On the other hand, the newly married couple also suffers due to this gift exchanging ritual. They receive expensive gifts from others but there comes a time when they must return it back, one way or the other. This leads to financial distress which can become a cause of divorces today.
Apart from all this, there’s the obvious wastage of money and resources. A humungous amount of food is wasted in our weddings like it’s no big deal. A significant amount of money is exchanged between the two families in the form of gold and jewelry, which, again is unnecessary and immoral. Our Deen has given a way out for every situation and every problem in life. Islam demands a certain amount of money to be paid to the bride by the groom, called ‘Mahr’, in order to complete the Nikkah. Apart from this, there is no need for any more unnecessary customs which only bring more and more problems. People nowadays reduce the amount of Mahr as much as they can, and give more “gifts” and “presents” to the bride, so that in the future if need be, this will help their own selves. Mahr, cannot be used by the husband in any way and is solely the property of the bride.
Simplicity is beautiful and our Deen is the epitome of simplicity. We are the ones who make it complicated. Walima is a practice that is encouraged by Islam, and we should, if we can, oblige to it, and by keeping it simple, we can invite a whole lot of people in a way that benefits all. The relationship between a husband and his wife is supposed to be built on love and trust.

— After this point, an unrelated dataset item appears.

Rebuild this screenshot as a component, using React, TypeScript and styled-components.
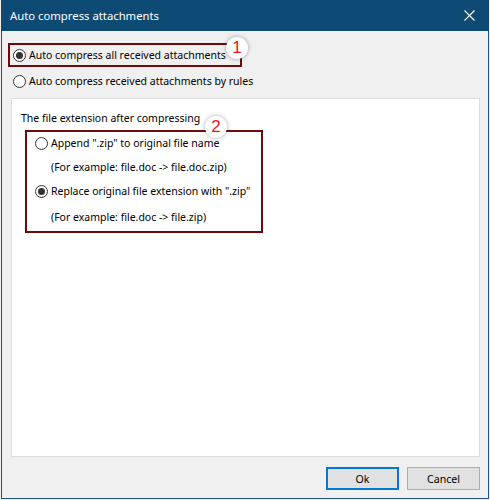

By bringing in these evil traditions into practice, we are inviting Shaitaan to ruin this relationship and everything related to it.
Now is the time we need to open our eyes and look where we stand. Every citizen of Kashmir should work on this issue in order to save themselves from a big heartache. We should not care what others do because one person makes a huge difference. Just think about the time of Prophet(PBUH). Only a few people accepted Islam that time and today the second largest population of the world is that of Muslims. We just have to make a start and be positive about our efforts, and leave all the rest to Allah.